Julian Enoizi, head of public sector practice at reinsurance broker Guy Carpenter, says that global warming had made catastrophes so much harder to model that insurers might have limited appetite for some climate-linked risks — even if governments used guarantees to entice them back into the most exposed markets.
“The speed at which frequency and severity [of catastrophes] is changing means you can no longer use past as the proxy for future,” he says, adding that developing countries, which are the hardest-hit by climate change, often do not have the capital to buy the required levels of insurance.
If financial services are pulling back from — or have never deeply penetrated — many of the worst-hit regions, could that make the financial system immune to extreme weather events even as they pummel real assets?
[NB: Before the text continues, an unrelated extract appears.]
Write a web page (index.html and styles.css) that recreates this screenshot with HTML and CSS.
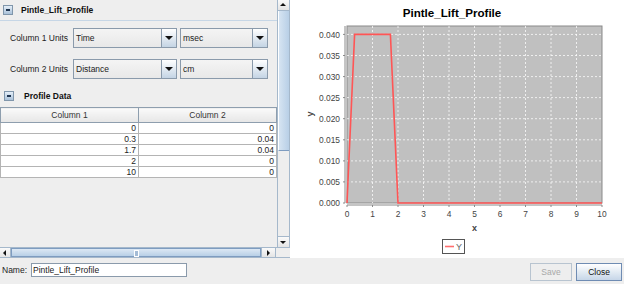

Ge is unconvinced. “In classic economic models, more risk-sharing is better for the financial system,” she says. Eventually, “there’s going to be a transfer from Main Street pain to Wall Street pain.”
Some advocates of bank regulation are concerned that the proliferation of expert task forces may have led to a false sense that risks had been adequately evaluated. In its climate scenario analysis, the Fed cautioned that it faced extensive data gaps and incomplete information, particularly related to insurance coverage.
Steele says that despite a multitude of “blue-ribbon commissions” devoted to the issue, large financial institutions had mostly succeeded in their efforts to avoid scrutiny of their exposure to climate risks.
He believes the Fed’s more muted stance, including Powell’s recent comments, was aimed at placating Trump. “The transmission mechanisms, at this point, are not mysteries,” he says, warning the retreat “is a political thing . . . and that’s how you end up with a crisis. Because the risk is out there. It’s not going away — you’re just not talking about it.”